→ LISTED ENTRIES:
┄┄┄┄┄┄

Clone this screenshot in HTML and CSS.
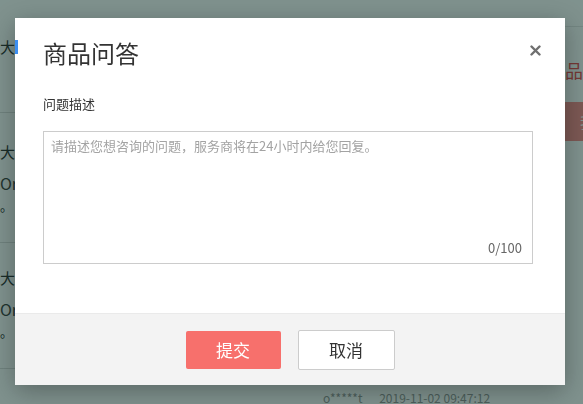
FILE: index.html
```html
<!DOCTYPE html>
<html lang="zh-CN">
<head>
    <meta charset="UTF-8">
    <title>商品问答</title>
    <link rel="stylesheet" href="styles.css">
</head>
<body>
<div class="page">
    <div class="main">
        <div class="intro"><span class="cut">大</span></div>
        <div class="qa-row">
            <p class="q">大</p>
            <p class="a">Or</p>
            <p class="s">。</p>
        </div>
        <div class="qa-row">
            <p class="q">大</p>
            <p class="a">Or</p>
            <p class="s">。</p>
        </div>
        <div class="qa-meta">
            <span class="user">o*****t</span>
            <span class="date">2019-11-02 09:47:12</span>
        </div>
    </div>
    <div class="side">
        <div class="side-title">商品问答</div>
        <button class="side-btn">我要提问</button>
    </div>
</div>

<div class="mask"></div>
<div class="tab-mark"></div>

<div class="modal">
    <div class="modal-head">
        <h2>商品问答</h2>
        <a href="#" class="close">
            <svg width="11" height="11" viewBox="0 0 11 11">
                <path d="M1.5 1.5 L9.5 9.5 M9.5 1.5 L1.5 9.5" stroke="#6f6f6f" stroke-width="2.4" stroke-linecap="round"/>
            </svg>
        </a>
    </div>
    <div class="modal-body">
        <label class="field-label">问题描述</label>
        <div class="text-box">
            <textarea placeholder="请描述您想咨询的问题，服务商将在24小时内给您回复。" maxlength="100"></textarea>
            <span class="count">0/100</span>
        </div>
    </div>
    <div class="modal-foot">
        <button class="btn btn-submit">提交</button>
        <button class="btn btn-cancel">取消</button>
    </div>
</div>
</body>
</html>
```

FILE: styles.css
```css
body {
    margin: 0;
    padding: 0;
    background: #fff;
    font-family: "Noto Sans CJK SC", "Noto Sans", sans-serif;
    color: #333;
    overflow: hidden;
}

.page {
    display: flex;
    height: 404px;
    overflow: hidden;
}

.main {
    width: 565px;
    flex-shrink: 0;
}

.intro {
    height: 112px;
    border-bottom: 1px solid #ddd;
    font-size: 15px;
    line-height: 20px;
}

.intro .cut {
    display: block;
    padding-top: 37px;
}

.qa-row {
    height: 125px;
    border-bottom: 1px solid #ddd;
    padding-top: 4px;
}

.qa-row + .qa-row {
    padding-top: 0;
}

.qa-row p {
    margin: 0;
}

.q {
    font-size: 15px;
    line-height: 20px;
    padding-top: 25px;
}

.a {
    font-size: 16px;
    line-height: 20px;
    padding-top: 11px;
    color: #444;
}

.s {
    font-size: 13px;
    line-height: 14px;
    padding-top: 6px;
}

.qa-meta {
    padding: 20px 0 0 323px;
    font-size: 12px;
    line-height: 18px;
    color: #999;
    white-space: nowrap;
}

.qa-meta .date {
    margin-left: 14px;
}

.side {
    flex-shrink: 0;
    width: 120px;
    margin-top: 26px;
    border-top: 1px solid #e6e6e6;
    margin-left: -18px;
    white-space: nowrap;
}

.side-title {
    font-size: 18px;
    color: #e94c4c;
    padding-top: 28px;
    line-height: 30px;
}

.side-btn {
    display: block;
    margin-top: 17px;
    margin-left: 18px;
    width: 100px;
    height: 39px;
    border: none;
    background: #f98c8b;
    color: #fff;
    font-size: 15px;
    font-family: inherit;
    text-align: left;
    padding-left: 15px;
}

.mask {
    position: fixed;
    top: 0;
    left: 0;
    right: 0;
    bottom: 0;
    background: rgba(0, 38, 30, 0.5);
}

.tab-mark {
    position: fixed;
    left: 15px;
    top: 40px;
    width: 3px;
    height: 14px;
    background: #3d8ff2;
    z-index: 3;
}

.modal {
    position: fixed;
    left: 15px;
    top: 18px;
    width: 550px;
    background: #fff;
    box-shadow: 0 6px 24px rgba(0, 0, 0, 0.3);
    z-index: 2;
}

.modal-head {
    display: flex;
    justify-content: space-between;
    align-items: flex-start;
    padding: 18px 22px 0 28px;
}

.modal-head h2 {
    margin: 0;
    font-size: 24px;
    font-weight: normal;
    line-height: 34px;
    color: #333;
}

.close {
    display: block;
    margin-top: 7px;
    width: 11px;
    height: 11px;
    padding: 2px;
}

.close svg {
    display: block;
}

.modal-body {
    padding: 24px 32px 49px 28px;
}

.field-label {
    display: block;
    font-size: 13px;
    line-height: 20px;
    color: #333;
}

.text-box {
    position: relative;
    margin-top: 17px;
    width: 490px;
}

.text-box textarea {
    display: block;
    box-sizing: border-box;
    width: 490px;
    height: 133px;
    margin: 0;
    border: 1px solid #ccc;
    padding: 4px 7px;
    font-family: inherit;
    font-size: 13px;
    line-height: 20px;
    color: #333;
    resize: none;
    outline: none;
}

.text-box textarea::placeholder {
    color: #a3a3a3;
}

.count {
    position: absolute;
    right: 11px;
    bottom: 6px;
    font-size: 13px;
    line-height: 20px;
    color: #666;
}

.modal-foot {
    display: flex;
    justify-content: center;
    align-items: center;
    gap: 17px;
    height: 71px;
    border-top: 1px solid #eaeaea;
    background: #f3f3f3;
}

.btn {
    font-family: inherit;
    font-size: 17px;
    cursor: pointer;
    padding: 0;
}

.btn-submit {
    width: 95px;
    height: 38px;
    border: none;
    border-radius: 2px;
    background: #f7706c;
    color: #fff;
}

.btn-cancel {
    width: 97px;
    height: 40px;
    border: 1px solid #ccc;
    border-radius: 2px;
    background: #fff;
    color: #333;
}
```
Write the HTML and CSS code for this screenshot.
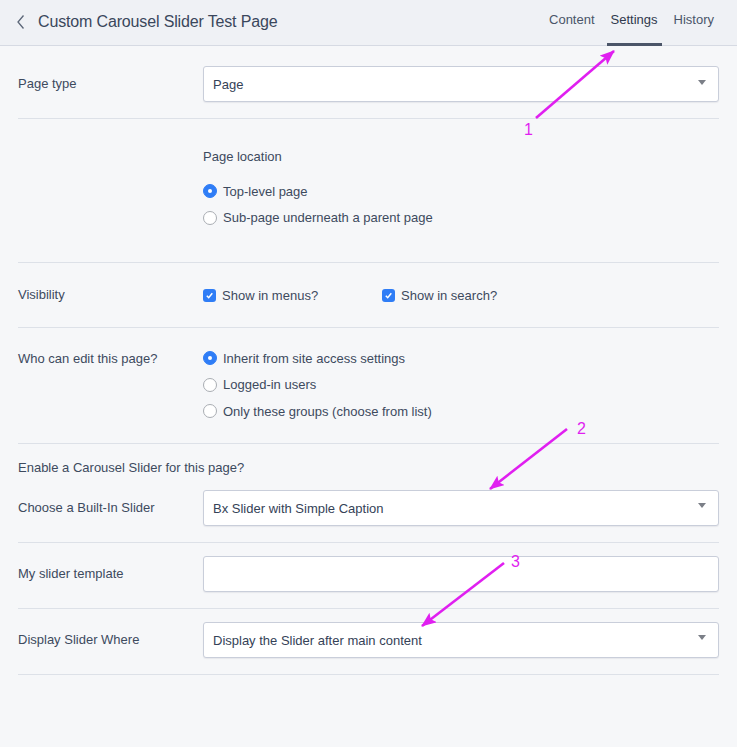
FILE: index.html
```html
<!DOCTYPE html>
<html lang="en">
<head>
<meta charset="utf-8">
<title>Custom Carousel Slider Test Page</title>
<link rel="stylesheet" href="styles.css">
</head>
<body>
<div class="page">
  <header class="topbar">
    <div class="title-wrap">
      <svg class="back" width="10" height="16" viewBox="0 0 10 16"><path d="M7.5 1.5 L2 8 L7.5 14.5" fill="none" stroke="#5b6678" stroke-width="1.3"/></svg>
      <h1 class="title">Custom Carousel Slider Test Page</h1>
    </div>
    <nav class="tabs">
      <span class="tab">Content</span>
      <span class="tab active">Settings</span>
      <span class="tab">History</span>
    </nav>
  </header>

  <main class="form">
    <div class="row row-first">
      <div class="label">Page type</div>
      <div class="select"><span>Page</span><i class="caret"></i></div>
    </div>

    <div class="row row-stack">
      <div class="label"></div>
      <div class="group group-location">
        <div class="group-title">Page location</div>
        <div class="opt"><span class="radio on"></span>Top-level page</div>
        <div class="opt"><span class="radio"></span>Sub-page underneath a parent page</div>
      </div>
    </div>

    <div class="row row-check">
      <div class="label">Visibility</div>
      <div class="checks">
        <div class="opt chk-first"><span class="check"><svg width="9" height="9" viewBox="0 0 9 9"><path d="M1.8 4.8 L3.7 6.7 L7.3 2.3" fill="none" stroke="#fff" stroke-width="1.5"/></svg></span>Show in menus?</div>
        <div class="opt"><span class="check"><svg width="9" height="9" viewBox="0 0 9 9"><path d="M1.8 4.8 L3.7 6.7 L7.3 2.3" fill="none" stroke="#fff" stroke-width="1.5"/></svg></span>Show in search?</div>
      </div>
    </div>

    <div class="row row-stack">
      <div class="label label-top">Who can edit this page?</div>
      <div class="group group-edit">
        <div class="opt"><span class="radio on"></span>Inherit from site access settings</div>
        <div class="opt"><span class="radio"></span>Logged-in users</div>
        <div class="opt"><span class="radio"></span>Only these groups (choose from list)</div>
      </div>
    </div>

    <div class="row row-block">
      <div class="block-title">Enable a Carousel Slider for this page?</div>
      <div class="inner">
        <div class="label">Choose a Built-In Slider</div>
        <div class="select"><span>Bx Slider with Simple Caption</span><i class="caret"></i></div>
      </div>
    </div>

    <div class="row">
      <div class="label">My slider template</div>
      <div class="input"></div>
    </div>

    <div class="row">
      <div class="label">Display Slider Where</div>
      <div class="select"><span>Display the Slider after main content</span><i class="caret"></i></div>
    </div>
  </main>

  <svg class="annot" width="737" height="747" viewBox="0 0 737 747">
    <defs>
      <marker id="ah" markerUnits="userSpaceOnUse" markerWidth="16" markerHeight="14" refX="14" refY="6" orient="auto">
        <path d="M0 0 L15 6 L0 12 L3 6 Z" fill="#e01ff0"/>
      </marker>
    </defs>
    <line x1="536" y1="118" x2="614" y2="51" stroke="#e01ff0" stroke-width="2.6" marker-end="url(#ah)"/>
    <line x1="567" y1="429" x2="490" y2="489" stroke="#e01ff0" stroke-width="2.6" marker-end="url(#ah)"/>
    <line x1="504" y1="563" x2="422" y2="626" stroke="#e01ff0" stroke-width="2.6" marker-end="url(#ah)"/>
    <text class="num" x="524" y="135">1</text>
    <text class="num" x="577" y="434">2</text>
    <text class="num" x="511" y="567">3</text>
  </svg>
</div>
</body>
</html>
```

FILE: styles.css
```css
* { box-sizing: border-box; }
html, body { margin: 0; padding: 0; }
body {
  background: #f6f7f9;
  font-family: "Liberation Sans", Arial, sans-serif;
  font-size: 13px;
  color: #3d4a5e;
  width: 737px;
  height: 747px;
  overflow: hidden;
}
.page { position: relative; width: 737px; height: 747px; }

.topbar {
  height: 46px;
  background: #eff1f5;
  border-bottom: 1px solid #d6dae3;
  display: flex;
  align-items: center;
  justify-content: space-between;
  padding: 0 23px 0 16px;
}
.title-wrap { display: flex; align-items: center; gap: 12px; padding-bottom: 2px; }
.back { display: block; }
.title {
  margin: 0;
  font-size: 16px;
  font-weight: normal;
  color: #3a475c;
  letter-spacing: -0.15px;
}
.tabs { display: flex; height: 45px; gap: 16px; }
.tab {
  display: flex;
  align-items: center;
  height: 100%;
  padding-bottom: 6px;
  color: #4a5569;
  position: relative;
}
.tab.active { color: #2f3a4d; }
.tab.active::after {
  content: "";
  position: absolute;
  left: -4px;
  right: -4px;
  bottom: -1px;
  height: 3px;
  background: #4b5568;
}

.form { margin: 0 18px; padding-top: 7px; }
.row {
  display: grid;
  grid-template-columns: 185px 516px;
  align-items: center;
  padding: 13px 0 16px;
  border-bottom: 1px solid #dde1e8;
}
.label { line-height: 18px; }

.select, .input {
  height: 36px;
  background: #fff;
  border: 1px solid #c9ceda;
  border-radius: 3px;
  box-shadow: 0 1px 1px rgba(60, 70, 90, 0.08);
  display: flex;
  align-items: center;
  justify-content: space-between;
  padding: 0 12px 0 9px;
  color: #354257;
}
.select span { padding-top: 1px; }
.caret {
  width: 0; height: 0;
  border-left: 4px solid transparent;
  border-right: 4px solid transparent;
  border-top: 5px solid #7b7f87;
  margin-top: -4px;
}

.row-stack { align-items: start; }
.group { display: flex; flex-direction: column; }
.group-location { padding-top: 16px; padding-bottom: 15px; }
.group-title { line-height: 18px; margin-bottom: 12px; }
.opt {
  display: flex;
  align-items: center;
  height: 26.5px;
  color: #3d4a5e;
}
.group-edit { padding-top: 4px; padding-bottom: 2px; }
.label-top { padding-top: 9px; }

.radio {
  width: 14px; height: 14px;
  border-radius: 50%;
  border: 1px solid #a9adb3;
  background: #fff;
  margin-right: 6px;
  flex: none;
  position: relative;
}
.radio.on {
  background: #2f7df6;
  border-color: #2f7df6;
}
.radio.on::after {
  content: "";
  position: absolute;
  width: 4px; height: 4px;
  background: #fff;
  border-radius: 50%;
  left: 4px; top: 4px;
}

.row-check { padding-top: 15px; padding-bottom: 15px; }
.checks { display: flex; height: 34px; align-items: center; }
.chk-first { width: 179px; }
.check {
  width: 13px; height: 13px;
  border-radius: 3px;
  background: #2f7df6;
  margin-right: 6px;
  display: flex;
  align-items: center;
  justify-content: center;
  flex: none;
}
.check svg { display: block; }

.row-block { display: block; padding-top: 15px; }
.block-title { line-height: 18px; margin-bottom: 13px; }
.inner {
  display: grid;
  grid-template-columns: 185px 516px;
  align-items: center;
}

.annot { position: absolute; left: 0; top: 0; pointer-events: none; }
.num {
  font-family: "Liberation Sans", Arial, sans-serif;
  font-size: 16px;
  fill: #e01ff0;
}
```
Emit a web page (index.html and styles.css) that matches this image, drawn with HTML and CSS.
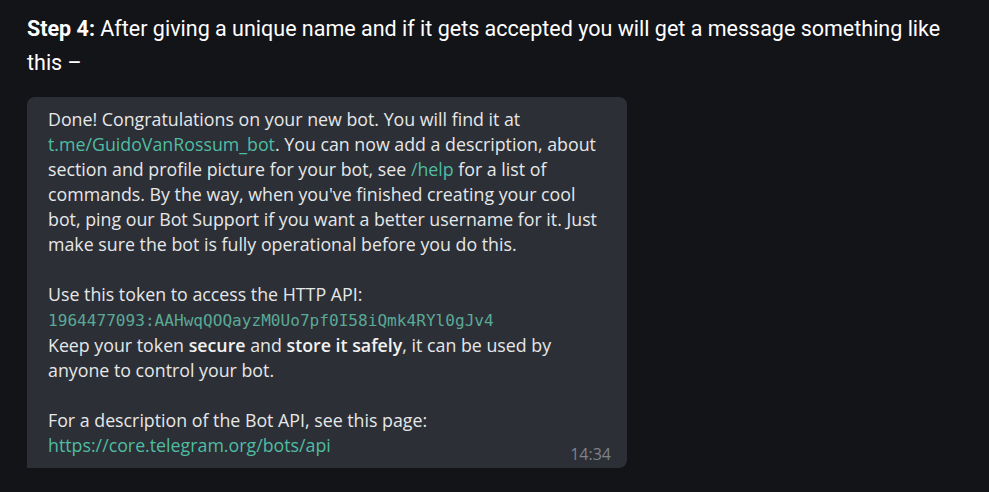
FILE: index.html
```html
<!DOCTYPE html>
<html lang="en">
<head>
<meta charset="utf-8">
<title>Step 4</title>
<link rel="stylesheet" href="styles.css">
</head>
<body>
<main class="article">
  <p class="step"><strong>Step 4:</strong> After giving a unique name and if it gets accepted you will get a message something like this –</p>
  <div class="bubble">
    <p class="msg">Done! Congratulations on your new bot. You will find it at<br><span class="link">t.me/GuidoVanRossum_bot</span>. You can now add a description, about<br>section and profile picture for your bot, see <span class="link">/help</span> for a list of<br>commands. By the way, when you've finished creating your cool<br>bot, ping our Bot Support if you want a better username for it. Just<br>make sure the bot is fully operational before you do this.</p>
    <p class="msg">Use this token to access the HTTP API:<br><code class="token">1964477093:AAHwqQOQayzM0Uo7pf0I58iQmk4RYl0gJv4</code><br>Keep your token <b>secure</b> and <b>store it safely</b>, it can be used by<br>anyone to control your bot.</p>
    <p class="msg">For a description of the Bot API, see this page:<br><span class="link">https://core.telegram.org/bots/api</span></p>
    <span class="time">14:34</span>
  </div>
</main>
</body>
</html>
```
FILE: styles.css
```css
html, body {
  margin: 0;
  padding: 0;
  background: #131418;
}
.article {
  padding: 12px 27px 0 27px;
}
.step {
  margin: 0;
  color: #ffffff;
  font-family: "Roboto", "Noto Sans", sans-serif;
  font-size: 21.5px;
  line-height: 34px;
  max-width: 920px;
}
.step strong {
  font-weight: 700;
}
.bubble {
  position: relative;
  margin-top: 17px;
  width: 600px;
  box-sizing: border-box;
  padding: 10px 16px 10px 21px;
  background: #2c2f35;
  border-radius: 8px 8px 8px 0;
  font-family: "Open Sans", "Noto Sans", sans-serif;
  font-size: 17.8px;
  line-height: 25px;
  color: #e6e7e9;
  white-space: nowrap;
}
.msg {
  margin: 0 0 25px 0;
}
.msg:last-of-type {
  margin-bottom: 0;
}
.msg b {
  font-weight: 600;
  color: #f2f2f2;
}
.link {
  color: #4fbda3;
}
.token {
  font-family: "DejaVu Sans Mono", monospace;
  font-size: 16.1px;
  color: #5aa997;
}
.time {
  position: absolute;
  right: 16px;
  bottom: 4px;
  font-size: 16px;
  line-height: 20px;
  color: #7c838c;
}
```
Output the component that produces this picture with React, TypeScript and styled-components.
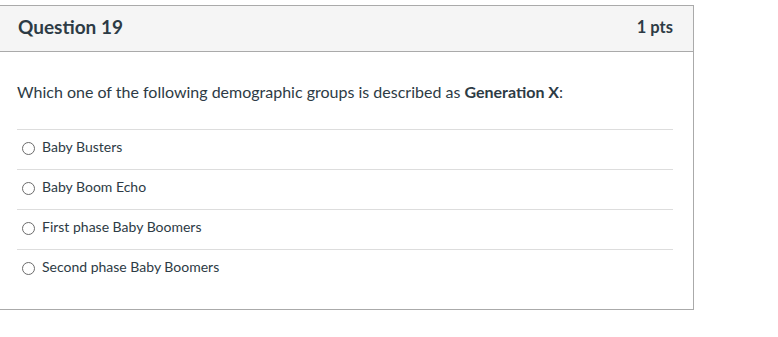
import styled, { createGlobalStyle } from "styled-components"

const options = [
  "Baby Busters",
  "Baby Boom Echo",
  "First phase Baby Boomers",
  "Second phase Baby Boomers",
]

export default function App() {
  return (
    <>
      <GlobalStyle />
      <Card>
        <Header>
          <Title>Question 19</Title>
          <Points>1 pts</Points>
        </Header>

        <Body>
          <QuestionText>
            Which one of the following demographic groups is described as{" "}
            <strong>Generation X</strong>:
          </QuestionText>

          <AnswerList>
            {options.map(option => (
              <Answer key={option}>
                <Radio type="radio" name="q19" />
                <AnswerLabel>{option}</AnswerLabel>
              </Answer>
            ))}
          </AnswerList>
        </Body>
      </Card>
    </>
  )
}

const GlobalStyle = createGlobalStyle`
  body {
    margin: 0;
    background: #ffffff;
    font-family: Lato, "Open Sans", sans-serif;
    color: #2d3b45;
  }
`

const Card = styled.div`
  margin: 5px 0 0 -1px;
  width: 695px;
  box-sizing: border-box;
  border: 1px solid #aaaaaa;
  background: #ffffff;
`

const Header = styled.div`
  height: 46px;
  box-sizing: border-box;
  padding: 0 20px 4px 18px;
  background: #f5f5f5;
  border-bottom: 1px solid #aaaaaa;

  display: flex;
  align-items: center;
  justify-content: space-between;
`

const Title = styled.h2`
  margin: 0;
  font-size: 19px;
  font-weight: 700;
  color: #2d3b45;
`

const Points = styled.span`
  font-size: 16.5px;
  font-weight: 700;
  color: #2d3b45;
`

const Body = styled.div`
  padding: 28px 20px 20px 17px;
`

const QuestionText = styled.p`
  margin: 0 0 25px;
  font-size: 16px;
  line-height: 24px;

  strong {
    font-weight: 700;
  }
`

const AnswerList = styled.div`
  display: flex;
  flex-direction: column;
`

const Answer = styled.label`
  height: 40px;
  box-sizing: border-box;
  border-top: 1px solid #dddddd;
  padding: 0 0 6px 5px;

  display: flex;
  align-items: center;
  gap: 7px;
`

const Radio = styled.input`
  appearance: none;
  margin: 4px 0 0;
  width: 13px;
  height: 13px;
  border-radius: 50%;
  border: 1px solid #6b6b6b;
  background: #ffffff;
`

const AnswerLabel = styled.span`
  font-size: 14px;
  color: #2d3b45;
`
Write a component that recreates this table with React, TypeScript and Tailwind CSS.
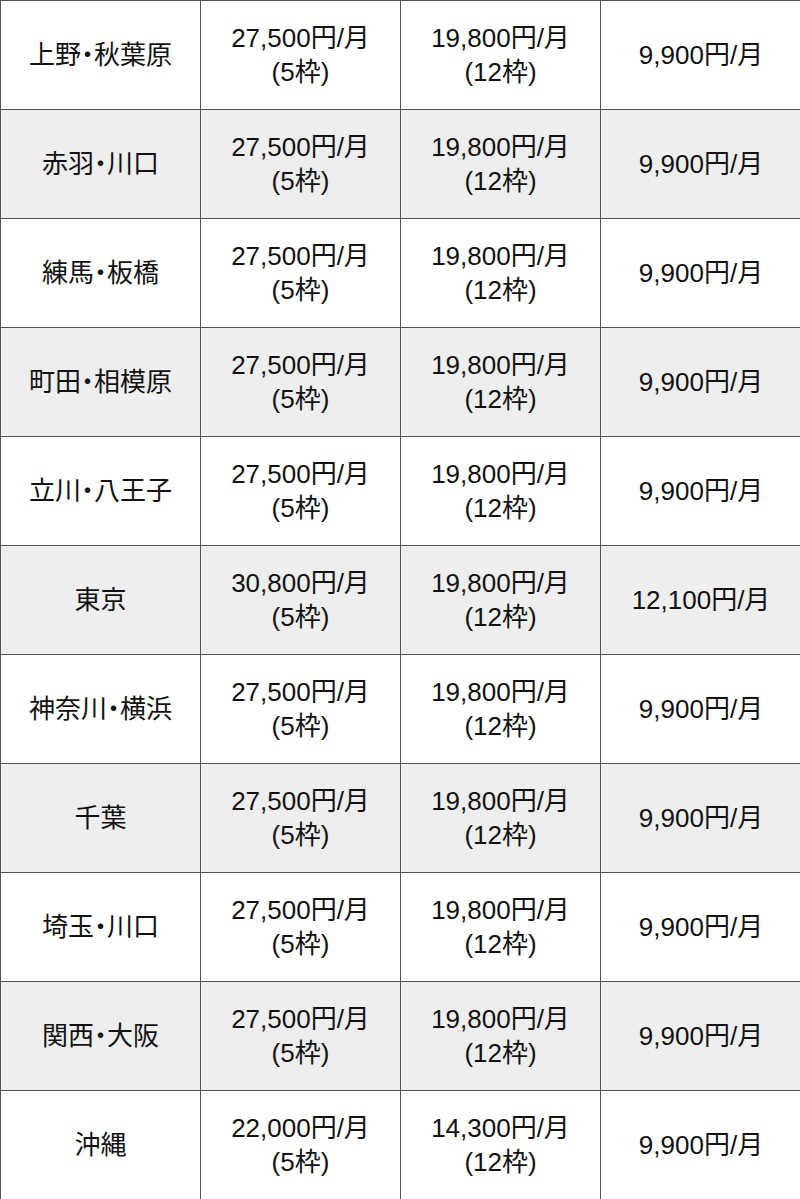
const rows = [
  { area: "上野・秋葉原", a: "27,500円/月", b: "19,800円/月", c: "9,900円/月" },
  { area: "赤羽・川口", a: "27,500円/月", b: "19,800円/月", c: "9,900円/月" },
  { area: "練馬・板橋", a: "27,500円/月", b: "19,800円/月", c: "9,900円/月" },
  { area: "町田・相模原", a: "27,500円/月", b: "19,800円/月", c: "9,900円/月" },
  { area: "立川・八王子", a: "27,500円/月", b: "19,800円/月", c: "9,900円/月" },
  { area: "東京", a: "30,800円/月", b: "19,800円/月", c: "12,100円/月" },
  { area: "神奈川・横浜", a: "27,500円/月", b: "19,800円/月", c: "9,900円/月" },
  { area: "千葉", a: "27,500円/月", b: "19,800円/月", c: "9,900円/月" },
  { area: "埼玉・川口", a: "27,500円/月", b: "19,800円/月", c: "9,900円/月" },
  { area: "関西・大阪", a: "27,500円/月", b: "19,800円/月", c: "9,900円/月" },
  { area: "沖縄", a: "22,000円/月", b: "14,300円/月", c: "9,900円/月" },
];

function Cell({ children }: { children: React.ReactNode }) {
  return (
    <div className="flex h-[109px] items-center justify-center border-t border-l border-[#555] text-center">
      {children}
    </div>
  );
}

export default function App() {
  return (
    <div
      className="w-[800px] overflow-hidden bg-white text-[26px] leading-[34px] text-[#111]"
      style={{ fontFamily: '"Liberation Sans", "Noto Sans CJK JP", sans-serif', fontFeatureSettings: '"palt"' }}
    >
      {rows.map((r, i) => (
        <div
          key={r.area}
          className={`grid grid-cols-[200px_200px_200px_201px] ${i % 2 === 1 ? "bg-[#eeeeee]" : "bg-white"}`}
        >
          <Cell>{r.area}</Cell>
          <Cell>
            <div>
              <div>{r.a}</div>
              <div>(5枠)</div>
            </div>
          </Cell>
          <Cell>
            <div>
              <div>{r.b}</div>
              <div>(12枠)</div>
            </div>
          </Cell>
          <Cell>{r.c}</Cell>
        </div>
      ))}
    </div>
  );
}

┄┄┄┄┄┄

→ TASK TO CARRY OUT: In the entries above, identify each line that includes the string "code", then copy it.

→ TASK SOLUTION:
Write the HTML and CSS code for this screenshot.
    <p class="msg">Use this token to access the HTTP API:<br><code class="token">1964477093:AAHwqQOQayzM0Uo7pf0I58iQmk4RYl0gJv4</code><br>Keep your token <b>secure</b> and <b>store it safely</b>, it can be used by<br>anyone to control your bot.</p>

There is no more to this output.